On paper I’m still an ELCA Lutheran, but I’ve been attending a United Methodist congregation for the last couple of years, so this news from the ELCA’s recent church-wide assembly is of interest to me. A resolution was passed during the assembly to initiate a process looking at the church’s practices of administering communion, particularly with regard to the unbaptized. This seems to have been motivated, at least in part, by the fact that while the ELCA’s official position is that only baptized Christians should partake of communion, other churches with which it is in full communion practice “open communion.” That is, anyone who is so moved is invited to partake of the sacrament, whether or not they’re a baptized Christian.
This is, in fact, the practice of the United Methodist Church, with which the ELCA has a full communion agreement. The UMC’s official rationale for practicing open communion (a.k.a. communion without baptism) is this:
The table of Holy Communion is Christ’s table, not the table of The United Methodist Church or of the local congregation. The table is open to anyone who seeks to respond to Christ’s love and seeks to lead a new life of peace and love, as the invitation to the table says.
The United Methodist Book of Worship says, “All who intend to lead a Christian life, together with their children, are invited to receive the bread and cup. We have no tradition of refusing any who present themselves desiring to receive” (page 29). This statement means that in practice there are few, if any, circumstances in which a United Methodist pastor would refuse to serve the elements of Holy Communion to a person who comes forward to receive.
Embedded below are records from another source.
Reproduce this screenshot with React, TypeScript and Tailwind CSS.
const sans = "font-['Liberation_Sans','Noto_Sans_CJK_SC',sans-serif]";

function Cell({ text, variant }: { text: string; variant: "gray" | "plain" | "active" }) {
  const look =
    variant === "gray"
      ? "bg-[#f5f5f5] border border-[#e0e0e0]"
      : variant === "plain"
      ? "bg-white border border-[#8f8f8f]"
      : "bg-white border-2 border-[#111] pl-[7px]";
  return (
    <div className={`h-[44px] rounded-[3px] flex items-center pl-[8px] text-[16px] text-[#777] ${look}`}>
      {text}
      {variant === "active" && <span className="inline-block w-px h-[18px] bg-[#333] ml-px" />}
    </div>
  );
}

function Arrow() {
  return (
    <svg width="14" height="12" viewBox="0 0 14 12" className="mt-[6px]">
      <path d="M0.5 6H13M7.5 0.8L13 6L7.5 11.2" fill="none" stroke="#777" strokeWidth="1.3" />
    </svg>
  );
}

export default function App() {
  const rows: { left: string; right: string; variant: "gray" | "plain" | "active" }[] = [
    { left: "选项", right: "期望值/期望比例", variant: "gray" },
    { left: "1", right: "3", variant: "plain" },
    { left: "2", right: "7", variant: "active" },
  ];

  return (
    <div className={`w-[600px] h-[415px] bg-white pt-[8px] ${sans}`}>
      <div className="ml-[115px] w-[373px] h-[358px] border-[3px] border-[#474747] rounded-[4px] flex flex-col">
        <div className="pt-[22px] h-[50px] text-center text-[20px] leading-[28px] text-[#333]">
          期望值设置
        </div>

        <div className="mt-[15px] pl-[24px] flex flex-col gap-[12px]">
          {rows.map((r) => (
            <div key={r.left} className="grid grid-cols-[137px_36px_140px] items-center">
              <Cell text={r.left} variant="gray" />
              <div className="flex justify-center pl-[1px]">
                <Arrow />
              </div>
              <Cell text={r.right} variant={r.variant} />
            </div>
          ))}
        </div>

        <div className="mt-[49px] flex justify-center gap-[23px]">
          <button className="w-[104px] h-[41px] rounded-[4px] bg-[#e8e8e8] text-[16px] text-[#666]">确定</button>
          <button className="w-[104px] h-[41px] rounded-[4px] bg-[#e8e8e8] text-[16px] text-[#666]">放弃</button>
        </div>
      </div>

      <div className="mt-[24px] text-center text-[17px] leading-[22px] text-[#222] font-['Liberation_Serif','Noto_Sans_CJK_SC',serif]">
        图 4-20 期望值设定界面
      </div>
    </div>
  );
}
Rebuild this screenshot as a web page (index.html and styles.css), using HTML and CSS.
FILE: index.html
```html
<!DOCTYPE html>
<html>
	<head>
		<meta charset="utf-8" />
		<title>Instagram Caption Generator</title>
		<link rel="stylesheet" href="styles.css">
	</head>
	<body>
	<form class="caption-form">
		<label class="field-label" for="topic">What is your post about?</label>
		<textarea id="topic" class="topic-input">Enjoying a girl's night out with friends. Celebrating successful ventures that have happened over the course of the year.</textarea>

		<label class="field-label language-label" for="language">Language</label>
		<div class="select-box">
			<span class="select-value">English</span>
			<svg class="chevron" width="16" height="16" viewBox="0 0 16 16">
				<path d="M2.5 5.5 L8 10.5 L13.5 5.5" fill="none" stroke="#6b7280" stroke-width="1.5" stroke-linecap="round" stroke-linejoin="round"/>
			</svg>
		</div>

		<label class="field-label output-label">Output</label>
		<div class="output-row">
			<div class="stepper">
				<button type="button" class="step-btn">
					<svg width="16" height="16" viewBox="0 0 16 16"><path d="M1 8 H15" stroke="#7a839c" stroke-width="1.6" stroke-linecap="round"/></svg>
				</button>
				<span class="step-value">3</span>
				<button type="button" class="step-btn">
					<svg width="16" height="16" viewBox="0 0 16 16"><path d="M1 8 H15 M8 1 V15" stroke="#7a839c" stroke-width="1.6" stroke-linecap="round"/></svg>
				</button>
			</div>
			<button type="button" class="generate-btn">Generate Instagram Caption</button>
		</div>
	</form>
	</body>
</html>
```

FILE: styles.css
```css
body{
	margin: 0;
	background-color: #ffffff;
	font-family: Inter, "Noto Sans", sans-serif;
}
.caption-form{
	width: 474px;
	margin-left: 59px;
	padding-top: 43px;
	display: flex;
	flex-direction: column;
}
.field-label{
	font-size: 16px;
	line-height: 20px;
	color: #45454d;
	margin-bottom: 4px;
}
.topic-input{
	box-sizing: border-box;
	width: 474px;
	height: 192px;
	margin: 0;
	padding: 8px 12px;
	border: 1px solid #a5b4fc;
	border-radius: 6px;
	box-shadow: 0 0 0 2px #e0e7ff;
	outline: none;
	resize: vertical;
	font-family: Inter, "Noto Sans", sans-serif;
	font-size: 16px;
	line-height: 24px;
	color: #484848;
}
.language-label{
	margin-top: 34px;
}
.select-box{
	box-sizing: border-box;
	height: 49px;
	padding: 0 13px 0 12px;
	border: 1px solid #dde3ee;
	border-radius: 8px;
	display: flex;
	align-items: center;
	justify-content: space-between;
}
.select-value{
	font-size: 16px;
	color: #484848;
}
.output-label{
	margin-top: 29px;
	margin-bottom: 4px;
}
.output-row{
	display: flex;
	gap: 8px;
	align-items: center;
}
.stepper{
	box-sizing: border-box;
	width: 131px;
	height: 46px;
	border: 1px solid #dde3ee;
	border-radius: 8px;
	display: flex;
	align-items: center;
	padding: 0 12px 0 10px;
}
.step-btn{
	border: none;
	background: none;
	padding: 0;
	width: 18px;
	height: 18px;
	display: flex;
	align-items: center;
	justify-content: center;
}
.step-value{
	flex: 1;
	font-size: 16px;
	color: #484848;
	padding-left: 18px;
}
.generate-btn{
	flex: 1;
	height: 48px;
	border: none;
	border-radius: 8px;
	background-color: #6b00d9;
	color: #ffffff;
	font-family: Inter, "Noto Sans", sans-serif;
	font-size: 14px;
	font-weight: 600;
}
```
By Water and the Spirit affirms: “Because the table at which we gather belongs to the Lord, it should be open to all who respond to Christ’s love, regardless of age or church membership. The Wesleyan tradition has always recognized that Holy Communion may be an occasion for the reception of converting, justifying, and sanctifying grace.”
I’ve worried before that the practice of open communion can sometimes be more “about the appearance of inclusion for inclusion’s sake than about inviting people to partake of the Eucharist understood specifically as the sacrament of Christ’s presence.” But understood along the lines described here, I think it can be a faithful practice.* As a practical matter, apart from a pro forma statement in the bulletin, even churches that don’t officially practice open communion are unlikely to turn anyone away from the table (I find it almost unimaginable that this would occur in an ELCA church). In my view, the main emphasis should be on the sacrament as the sign of Christ’s presence, love, and grace, and the invitation should be for people to respond to it as such.
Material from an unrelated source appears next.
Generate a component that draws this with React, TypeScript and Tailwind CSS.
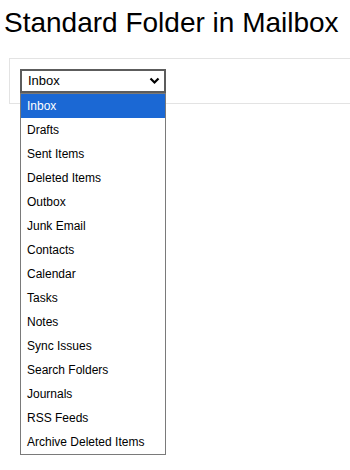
import React from "react";

const items = [
  "Inbox",
  "Drafts",
  "Sent Items",
  "Deleted Items",
  "Outbox",
  "Junk Email",
  "Contacts",
  "Calendar",
  "Tasks",
  "Notes",
  "Sync Issues",
  "Search Folders",
  "Journals",
  "RSS Feeds",
  "Archive Deleted Items",
];

export default function App() {
  return (
    <div className="w-[350px] h-[470px] bg-white overflow-hidden relative" style={{ fontFamily: '"Liberation Sans", Arial, sans-serif' }}>
      <h1 className="text-[28px] leading-[32px] text-black pl-[4px] pt-[7px] font-normal">
        Standard Folder in Mailbox
      </h1>
      <div className="mt-[19px] ml-[9px] border border-[#e3e3e3] h-[46px] w-[360px] relative">
        <div className="absolute left-[10px] top-[10px] w-[146px] h-[24px] border-2 border-[#5c5c5c] bg-white flex items-center justify-between pl-[6px] pr-[4px]">
          <span className="text-[13px] text-black">Inbox</span>
          <svg width="11" height="8" viewBox="0 0 11 8">
            <path d="M1.5 1.5 L5.5 5.5 L9.5 1.5" fill="none" stroke="#000" strokeWidth="2.2" />
          </svg>
        </div>
        <div className="absolute left-[10px] top-[34px] w-[146px] border border-[#7a7a7a] bg-white z-10">
          {items.map((it, i) => (
            <div
              key={it}
              className={
                "h-[24px] flex items-center pl-[6px] text-[12px] " +
                (i === 0 ? "bg-[#1b68d4] text-white" : "text-black")
              }
            >
              {it}
            </div>
          ))}
        </div>
      </div>
    </div>
  );
}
UPDATE: I should clarify that the UMC certainly doesn’t intend for communion without baptism to be the norm. The statement on baptism referred to above says this immediately after the quoted section:
Unbaptized persons who receive communion should be counseled and nurtured toward baptism as soon as possible.
And the church’s statement on communion adds this:
Invitation to partake of Holy Communion offers an evangelical opportunity to bring people into a fuller living relationship with the body of Christ. As means of God’s unmerited grace, Holy Baptism and Holy Communion are to be seen not as barriers but as pathways. Pastors and congregations must strive for a balance of welcome that is open and gracious and teaching that is clear and faithful to the fullness of discipleship.
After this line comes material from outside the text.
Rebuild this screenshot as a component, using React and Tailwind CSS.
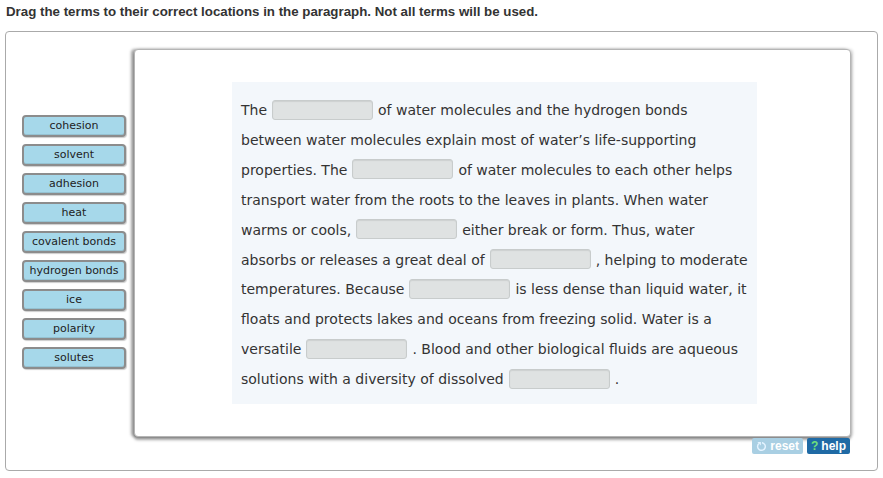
import React from 'react';

const TERMS = ['cohesion', 'solvent', 'adhesion', 'heat', 'covalent bonds', 'hydrogen bonds', 'ice', 'polarity', 'solutes'];

// empty drop target inside the paragraph
function Blank() {
  return (
    <span className="inline-block align-middle w-[101px] h-[20px] mx-[5px] -mt-[3px] rounded-[3px] border border-[#c8cccc] bg-[#dfe2e2] shadow-[inset_0_1px_1px_rgba(0,0,0,0.08)]" />
  );
}

function Term({ label }) {
  return (
    <div className="w-[104px] h-[22px] rounded-[4px] border-2 border-[#8c8c8c] bg-[#a6d8ea] shadow-[inset_0_-1px_0_rgba(0,0,0,0.1),1px_1px_1px_rgba(0,0,0,0.2)] flex items-center justify-center text-[11px] text-[#222] font-['DejaVu_Sans',Verdana,sans-serif]">
      {label}
    </div>
  );
}

export default function App() {
  return (
    <div className="w-[883px] h-[478px] bg-white font-['Liberation_Sans',Arial,sans-serif]">
      <p className="px-[6px] pt-[4px] text-[13.3px] leading-[16px] font-bold text-[#333]">
        Drag the terms to their correct locations in the paragraph. Not all terms will be used.
      </p>

      <div className="mx-[5px] mt-[11px] h-[440px] rounded-[4px] border border-[#aaa] flex">
        {/* term bank */}
        <div className="w-[128px] shrink-0 pl-[16px] pt-[83px] flex flex-col gap-[7px]">
          {TERMS.map(t => <Term key={t} label={t} />)}
        </div>

        <div className="mt-[17px] flex flex-col items-end">
          <div className="w-[717px] h-[388px] rounded-[4px] border border-[#b5b5b5] bg-white shadow-[0_3px_3px_rgba(0,0,0,0.35),-3px_0_3px_rgba(0,0,0,0.35),2px_0_3px_rgba(0,0,0,0.15)] pl-[97px] pt-[32px]">
            <div className="w-[525px] h-[322px] bg-[#f3f7fb] pl-[9px] pt-[14px] text-[14px] leading-[29.9px] text-[#333] font-['DejaVu_Sans',Verdana,sans-serif]">
              The<Blank />of water molecules and the hydrogen bonds<br />
              between water molecules explain most of water’s life-supporting<br />
              properties. The<Blank />of water molecules to each other helps<br />
              transport water from the roots to the leaves in plants. When water<br />
              warms or cools,<Blank />either break or form. Thus, water<br />
              absorbs or releases a great deal of<Blank />, helping to moderate<br />
              temperatures. Because<Blank />is less dense than liquid water, it<br />
              floats and protects lakes and oceans from freezing solid. Water is a<br />
              versatile<Blank />. Blood and other biological fluids are aqueous<br />
              solutions with a diversity of dissolved<Blank />.
            </div>
          </div>

          <div className="flex gap-[4px] mt-[1px] mr-[1px]">
            <div className="h-[16px] px-[4px] flex items-center gap-[3px] rounded-[2px] bg-[#a9cfe3] text-white text-[12px] font-bold leading-none">
              <svg width="11" height="11" viewBox="0 0 12 12" fill="none" stroke="#e4f3ff" strokeWidth="1.6">
                <path d="M3.2 2.8A4.2 4.2 0 1 0 6.5 1.8" />
                <path d="M1.5 1.2h3.8v3.8z" fill="#e4f3ff" stroke="none" />
              </svg>
              reset
            </div>
            <div className="h-[16px] px-[4px] flex items-center gap-[3px] rounded-[2px] bg-[#1f6aa5] text-white text-[12px] font-bold leading-none">
              <span className="text-[#6fe07a]">?</span>help
            </div>
          </div>
        </div>
      </div>
    </div>
  );
}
Nonbaptized people who respond in faith to the invitation in our liturgy will be welcomed to the Table. They should receive teaching about Holy Baptism as the sacrament of entrance into the community of faith—needed only once by each individual—and Holy Communion as the sacrament of sustenance for the journey of faith and growth in holiness—needed and received frequently.
This seems to me to strike a good balance.
———————————————————————
*I’ve also become more comfortable with the idea of open communion after reading Charles Hefling’s recent essay, which draws on John Wesley’s notion of communion as a “converting ordinance,” as well as this paper from Lutheran theologian Ernst Käsemann, written 30 years ago.